Feature: Little Soda Pop Tabs Go a Long Way
LEXINGTON, Ky. – An eastern Kentucky family will be able to celebrate Thanksgiving this week, thanks to a Lexington elementary school and a lot of soda pop tabs.
It was a cold Sunday this past February when Whitesburg, Kentucky residents Tammy Brock and her young son Dalton were driving through east Tennessee. They encountered a car full of young people playing what Tammy calls road games. Her SUV hit a bridge head-on, flipped several times, and plunged some 35 feet into the freezing Holston River.
"They life-flighted me and Dalton both to Johnson City, Tennessee and there they told us that Dalton wasn't going to make it, that he had too many bleeds in his head," Tammy recalls. "His skull was fractured in two places and [doctors said] it was impossible that he lived."

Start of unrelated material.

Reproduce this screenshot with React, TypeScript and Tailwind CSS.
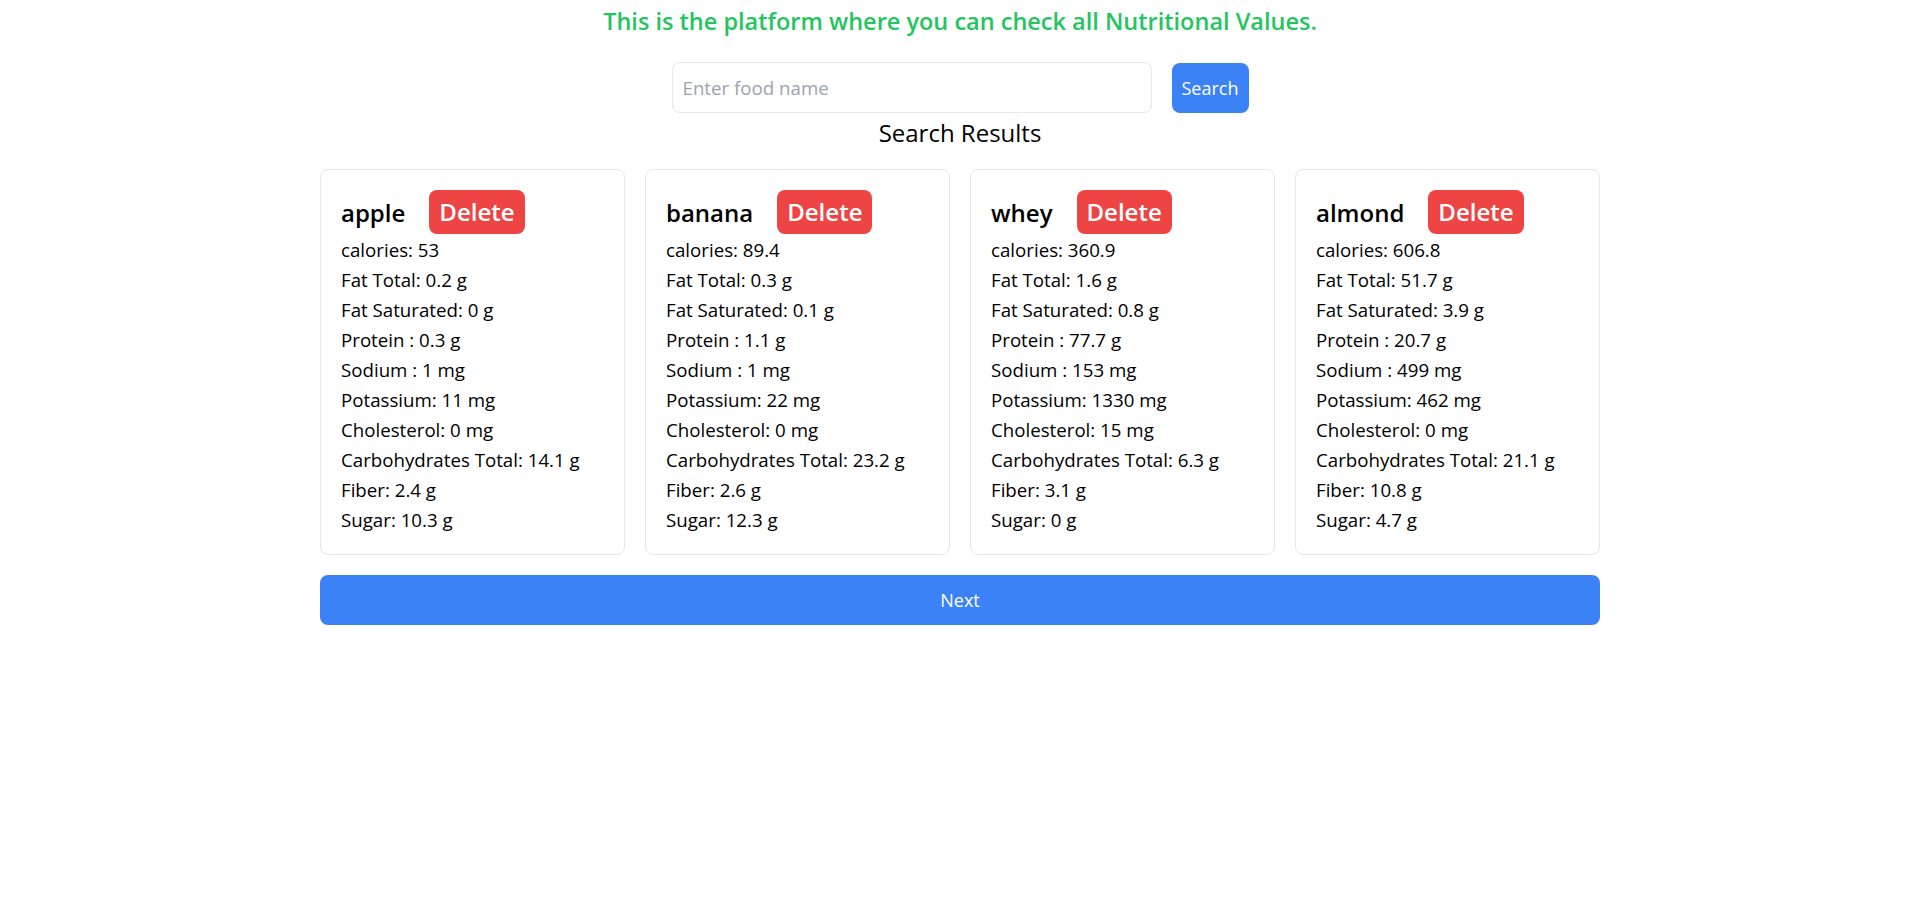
import { useState } from "react"

type Food = {
  name: string
  calories: number
  fat_total_g: number
  fat_saturated_g: number
  protein_g: number
  sodium_mg: number
  potassium_mg: number
  cholesterol_mg: number
  carbohydrates_total_g: number
  fiber_g: number
  sugar_g: number
}

const initialFoods: Food[] = [
  {
    name: "apple",
    calories: 53,
    fat_total_g: 0.2,
    fat_saturated_g: 0,
    protein_g: 0.3,
    sodium_mg: 1,
    potassium_mg: 11,
    cholesterol_mg: 0,
    carbohydrates_total_g: 14.1,
    fiber_g: 2.4,
    sugar_g: 10.3,
  },
  {
    name: "banana",
    calories: 89.4,
    fat_total_g: 0.3,
    fat_saturated_g: 0.1,
    protein_g: 1.1,
    sodium_mg: 1,
    potassium_mg: 22,
    cholesterol_mg: 0,
    carbohydrates_total_g: 23.2,
    fiber_g: 2.6,
    sugar_g: 12.3,
  },
  {
    name: "whey",
    calories: 360.9,
    fat_total_g: 1.6,
    fat_saturated_g: 0.8,
    protein_g: 77.7,
    sodium_mg: 153,
    potassium_mg: 1330,
    cholesterol_mg: 15,
    carbohydrates_total_g: 6.3,
    fiber_g: 3.1,
    sugar_g: 0,
  },
  {
    name: "almond",
    calories: 606.8,
    fat_total_g: 51.7,
    fat_saturated_g: 3.9,
    protein_g: 20.7,
    sodium_mg: 499,
    potassium_mg: 462,
    cholesterol_mg: 0,
    carbohydrates_total_g: 21.1,
    fiber_g: 10.8,
    sugar_g: 4.7,
  },
]

export default function App() {
  const [query, setQuery] = useState("")
  const [foods, setFoods] = useState<Food[]>(initialFoods)

  const handleDelete = (name: string) => {
    setFoods(foods.filter((f) => f.name !== name))
  }

  return (
    <div className="min-h-screen bg-white font-['Open_Sans','Noto_Sans',sans-serif] text-black">
      <div className="flex flex-col items-center pt-[5px]">
        <h1 className="text-[23.5px] leading-8 font-semibold text-[#22c55e]">
          This is the platform where you can check all Nutritional Values.
        </h1>

        <div className="mt-[25px] flex items-center gap-5">
          <input
            type="text"
            value={query}
            onChange={(e) => setQuery(e.target.value)}
            placeholder="Enter food name"
            className="h-[51px] w-[480px] rounded-lg border border-[#e5e7eb] px-2.5 text-[18.7px] outline-none placeholder:text-[#9ca3af]"
          />
          <button className="h-[50px] rounded-lg bg-[#3b82f6] px-2.5 text-lg text-white">
            Search
          </button>
        </div>

        <h2 className="mt-1 text-2xl leading-8 font-medium">Search Results</h2>

        <div className="mt-5 w-full max-w-7xl">
          <div className="grid grid-cols-4 gap-5">
            {foods.map((food) => (
              <div key={food.name} className="flex flex-col gap-0.5 rounded-lg border border-[#e5e7eb] p-5">
                <div className="flex items-center gap-6">
                  <h3 className="pt-0.5 text-2xl leading-8 font-semibold">{food.name}</h3>
                  <button
                    onClick={() => handleDelete(food.name)}
                    className="rounded-lg bg-[#ef4444] px-2.5 py-1.5 text-2xl leading-8 font-semibold text-white"
                  >
                    Delete
                  </button>
                </div>
                <p className="text-[18.7px] leading-7">calories: {food.calories}</p>
                <p className="text-[18.7px] leading-7">Fat Total: {food.fat_total_g} g</p>
                <p className="text-[18.7px] leading-7">Fat Saturated: {food.fat_saturated_g} g</p>
                <p className="text-[18.7px] leading-7">Protein : {food.protein_g} g</p>
                <p className="text-[18.7px] leading-7">Sodium : {food.sodium_mg} mg</p>
                <p className="text-[18.7px] leading-7">Potassium: {food.potassium_mg} mg</p>
                <p className="text-[18.7px] leading-7">Cholesterol: {food.cholesterol_mg} mg</p>
                <p className="text-[18.7px] leading-7">Carbohydrates Total: {food.carbohydrates_total_g} g</p>
                <p className="text-[18.7px] leading-7">Fiber: {food.fiber_g} g</p>
                <p className="text-[18.7px] leading-7">Sugar: {food.sugar_g} g</p>
              </div>
            ))}
          </div>

          <button className="mt-5 h-[50px] w-full rounded-lg bg-[#3b82f6] text-lg text-white">Next</button>
        </div>
      </div>
    </div>
  )
}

Dalton was in a coma with serious brain injuries. If he did survive, he wouldn't be the vibrant little boy he once was. But one doctor didn't want to give up on Dalton, and he eventually accepted at Cardinal Hill Rehabilitation Hospital in Lexington.

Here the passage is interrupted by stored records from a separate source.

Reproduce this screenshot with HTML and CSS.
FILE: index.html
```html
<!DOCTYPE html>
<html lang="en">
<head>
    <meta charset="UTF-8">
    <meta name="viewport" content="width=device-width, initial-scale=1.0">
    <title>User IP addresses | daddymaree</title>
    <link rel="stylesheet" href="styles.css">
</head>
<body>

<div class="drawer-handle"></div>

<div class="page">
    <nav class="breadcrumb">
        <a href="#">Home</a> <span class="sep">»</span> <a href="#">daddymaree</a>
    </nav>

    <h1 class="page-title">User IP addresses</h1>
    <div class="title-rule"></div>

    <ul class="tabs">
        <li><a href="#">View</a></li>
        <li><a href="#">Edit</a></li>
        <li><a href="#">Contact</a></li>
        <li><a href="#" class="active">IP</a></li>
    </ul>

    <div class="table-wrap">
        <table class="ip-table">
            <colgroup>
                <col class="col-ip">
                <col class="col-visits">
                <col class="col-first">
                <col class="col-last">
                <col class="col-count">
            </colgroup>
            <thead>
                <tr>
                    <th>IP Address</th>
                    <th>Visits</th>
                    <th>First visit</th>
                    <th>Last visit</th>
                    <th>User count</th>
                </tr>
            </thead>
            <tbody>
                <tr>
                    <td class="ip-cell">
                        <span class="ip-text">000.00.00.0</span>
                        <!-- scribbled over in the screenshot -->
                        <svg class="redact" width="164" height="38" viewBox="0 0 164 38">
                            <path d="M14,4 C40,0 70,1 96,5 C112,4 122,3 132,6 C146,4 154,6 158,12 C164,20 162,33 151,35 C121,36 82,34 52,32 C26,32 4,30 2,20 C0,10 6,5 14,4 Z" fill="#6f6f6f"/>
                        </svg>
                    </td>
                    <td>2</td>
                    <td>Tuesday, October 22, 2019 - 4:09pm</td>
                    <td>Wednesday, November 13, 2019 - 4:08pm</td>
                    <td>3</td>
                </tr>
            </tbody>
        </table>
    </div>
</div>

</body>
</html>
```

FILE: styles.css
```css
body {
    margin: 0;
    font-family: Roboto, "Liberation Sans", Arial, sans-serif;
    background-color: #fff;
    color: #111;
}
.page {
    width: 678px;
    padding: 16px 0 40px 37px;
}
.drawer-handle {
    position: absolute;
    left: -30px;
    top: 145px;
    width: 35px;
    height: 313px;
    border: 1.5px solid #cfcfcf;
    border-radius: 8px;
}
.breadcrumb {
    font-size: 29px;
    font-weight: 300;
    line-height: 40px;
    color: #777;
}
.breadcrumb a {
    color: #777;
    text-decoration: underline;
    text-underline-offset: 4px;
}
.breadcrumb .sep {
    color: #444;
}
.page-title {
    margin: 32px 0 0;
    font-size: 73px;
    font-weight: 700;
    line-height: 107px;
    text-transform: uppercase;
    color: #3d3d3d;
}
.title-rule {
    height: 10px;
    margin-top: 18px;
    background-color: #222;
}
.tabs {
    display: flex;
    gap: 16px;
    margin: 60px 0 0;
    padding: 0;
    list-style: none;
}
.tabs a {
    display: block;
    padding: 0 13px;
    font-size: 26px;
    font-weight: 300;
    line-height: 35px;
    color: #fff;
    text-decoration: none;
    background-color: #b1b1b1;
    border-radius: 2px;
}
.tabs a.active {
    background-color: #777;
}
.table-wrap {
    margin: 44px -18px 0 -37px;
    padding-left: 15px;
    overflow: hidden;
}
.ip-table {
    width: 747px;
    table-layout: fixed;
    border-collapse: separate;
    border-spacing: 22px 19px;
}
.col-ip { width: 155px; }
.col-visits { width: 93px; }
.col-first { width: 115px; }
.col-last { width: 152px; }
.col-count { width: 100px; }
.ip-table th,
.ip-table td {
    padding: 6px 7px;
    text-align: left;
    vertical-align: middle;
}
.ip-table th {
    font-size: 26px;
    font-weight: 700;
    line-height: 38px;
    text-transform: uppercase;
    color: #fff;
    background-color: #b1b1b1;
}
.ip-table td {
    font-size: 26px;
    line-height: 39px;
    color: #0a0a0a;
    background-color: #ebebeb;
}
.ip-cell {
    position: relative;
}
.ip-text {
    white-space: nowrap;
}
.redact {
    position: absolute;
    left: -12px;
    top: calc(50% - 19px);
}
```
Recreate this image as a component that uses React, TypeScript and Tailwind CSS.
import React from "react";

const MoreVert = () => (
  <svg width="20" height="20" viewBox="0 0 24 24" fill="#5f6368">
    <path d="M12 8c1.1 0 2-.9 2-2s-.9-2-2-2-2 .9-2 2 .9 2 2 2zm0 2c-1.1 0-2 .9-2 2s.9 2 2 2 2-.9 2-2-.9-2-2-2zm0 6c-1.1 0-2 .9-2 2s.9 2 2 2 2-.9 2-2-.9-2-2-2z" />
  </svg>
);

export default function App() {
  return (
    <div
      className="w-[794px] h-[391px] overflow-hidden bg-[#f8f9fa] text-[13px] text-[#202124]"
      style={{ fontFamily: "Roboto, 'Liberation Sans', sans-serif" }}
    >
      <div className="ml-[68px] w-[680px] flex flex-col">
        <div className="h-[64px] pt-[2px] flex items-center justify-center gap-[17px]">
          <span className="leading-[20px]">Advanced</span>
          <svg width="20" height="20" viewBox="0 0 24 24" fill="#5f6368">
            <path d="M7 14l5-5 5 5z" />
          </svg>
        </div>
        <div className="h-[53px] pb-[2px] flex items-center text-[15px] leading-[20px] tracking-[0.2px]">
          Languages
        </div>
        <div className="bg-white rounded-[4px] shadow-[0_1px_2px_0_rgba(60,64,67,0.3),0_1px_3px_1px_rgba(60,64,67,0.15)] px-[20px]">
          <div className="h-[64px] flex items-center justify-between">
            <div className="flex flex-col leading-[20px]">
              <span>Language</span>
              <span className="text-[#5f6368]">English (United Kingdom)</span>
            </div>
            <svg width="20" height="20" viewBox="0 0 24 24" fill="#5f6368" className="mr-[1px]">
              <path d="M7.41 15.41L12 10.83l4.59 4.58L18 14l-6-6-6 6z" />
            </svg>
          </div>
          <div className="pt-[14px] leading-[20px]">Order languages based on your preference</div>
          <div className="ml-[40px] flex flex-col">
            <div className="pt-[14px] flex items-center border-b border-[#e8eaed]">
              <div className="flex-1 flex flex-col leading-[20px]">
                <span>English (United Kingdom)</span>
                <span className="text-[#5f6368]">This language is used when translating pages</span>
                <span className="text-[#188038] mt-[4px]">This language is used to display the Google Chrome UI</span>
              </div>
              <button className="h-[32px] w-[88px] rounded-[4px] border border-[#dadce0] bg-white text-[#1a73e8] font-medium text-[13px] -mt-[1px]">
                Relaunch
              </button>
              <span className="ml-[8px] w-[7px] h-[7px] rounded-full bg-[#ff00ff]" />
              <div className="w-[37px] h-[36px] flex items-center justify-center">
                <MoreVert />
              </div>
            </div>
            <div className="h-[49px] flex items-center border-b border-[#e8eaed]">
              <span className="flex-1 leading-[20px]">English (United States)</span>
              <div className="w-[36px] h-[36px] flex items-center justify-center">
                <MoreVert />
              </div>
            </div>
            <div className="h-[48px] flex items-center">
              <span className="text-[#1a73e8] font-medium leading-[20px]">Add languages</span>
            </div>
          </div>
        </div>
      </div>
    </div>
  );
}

"Someday I'll be walking without the walker," Dalton says.
Dalton wants to walk with just his own two feet, and he's well on his way to re-learning how to do that. He spends four hours a day, four days a week at Cardinal Hill.

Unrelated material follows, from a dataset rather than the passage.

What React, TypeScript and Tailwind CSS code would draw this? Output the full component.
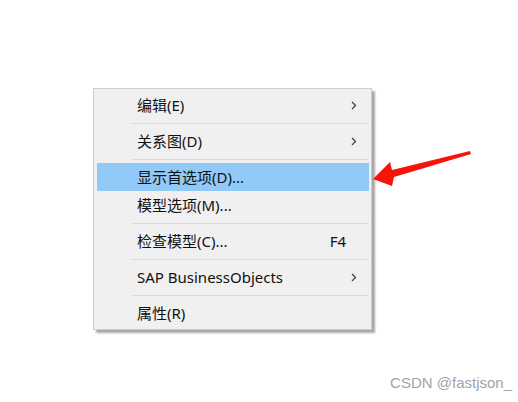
type Item =
  | { kind: "item"; label: string; right?: "sub" | string; active?: boolean }
  | { kind: "sep" };

const items: Item[] = [
  { kind: "item", label: "编辑(E)", right: "sub" },
  { kind: "sep" },
  { kind: "item", label: "关系图(D)", right: "sub" },
  { kind: "sep" },
  { kind: "item", label: "显示首选项(D)...", active: true },
  { kind: "item", label: "模型选项(M)..." },
  { kind: "sep" },
  { kind: "item", label: "检查模型(C)...", right: "F4" },
  { kind: "sep" },
  { kind: "item", label: "SAP BusinessObjects", right: "sub" },
  { kind: "sep" },
  { kind: "item", label: "属性(R)" },
];

function Chevron() {
  return (
    <svg width="6" height="9" viewBox="0 0 6 9" className="mr-[12px]">
      <path d="M1 1 L4.5 4.5 L1 8" fill="none" stroke="#444" strokeWidth="1.3" />
    </svg>
  );
}

export default function App() {
  return (
    <div
      className="relative h-[402px] w-[518px] overflow-hidden bg-white pl-[93px] pt-[88px]"
      style={{ fontFamily: '"Noto Sans", "Noto Sans CJK SC", sans-serif' }}
    >
      {/* context menu */}
      <div className="flex w-[279px] flex-col border border-[#cccccc] bg-[#f0f0f0] py-[2px] pl-[3px] pr-[2px] shadow-[3px_3px_2px_rgba(0,0,0,0.35)]">
        {items.map((it, i) =>
          it.kind === "sep" ? (
            <div key={i} className="flex h-[8px] items-center pl-[35px]">
              <div className="h-px w-full bg-[#d9d9d9]" />
            </div>
          ) : (
            <div
              key={i}
              className={`flex h-[28px] items-center pl-[40px] text-[15px] text-[#111] ${
                it.active ? "bg-[#91c9f7]" : ""
              }`}
            >
              <span className="flex-1 whitespace-nowrap">{it.label}</span>
              {it.right === "sub" && <Chevron />}
              {it.right && it.right !== "sub" && <span className="mr-[23px]">{it.right}</span>}
            </div>
          )
        )}
      </div>

      {/* red annotation arrow */}
      <svg className="absolute left-0 top-0" width="518" height="402" viewBox="0 0 518 402">
        <polygon
          points="373,179 390,162 392,170 470,151 471,154 394,177 392,186"
          fill="#f5140a"
        />
      </svg>

      {/* watermark */}
      <div
        className="absolute bottom-[8px] right-[6px] text-[15px] text-[#a3a3a3]"
        style={{ fontFamily: '"Liberation Sans", Arial, sans-serif' }}
      >
        CSDN @fastjson_
      </div>
    </div>
  );
}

To keep up with what's expected to be a two-year rehab and surgery process, the Brocks moved into the Lexington Ronald McDonald House. It's a non-profit group the family was familiar with because of its soda-pop tab charity program. Tammy is battling bone cancer, and the Brocks started collecting the aluminum tabs a few years ago to raise money for a Letcher County girl suffering from Leukemia.
"Dalton really enjoys collecting pop tabs for the Ronald McDonald House. It's a special thing to him. There's no way we could ever repay them for what they have done for us and our family," Tammy says.
The money raised by the soda-pop tabs goes to a family emergency fund. It allows families like the Brocks to buy food and have gas money for weekend trips back home.
Because Dalton will be living in Lexington for an extended period of time, he enrolled at Glendover Elementary School.
"My teachers is very nice to me and the kids is very nice to me," Dalton says.
And Dalton has been good for Glendover. For the past year, the school has been involved in its own soda-pop tab collection drive to benefit Ronald McDonald House. School registrar Tina Olsen says it started as a math lesson for kids to see what one million of something actually looks like.
The little pieces of aluminum started piling up, but when Dalton started classes in September, his classmates got an understanding of what all their hard work was really for.
"The kids can see Oh, we know Dalton, we've seen him around, and he is benefiting from the Ronald McDonald House' and they can see we're really helping families out here," Olsen says.
The tabs were gathered into a display case in the school's front hallway, and Ronald McDonald himself stopped by for a school celebration on Monday. Glendover fell short of its goal -- a recent count put the collection at 325,000 -- but reaching one million tabs isn't really the point. The effort showed students they can make a difference, and it gave Dalton and Tammy Brock some hope.
"My kids are very special, but I thank God that this Thanksgiving I've still got Dalton with me, and that he's come from where he is, and that he'll able to sit at a table and eat with us, and not be in a hospital and have to give him something through a tube. It's just been a miracle road with him and the Ronald McDonald House."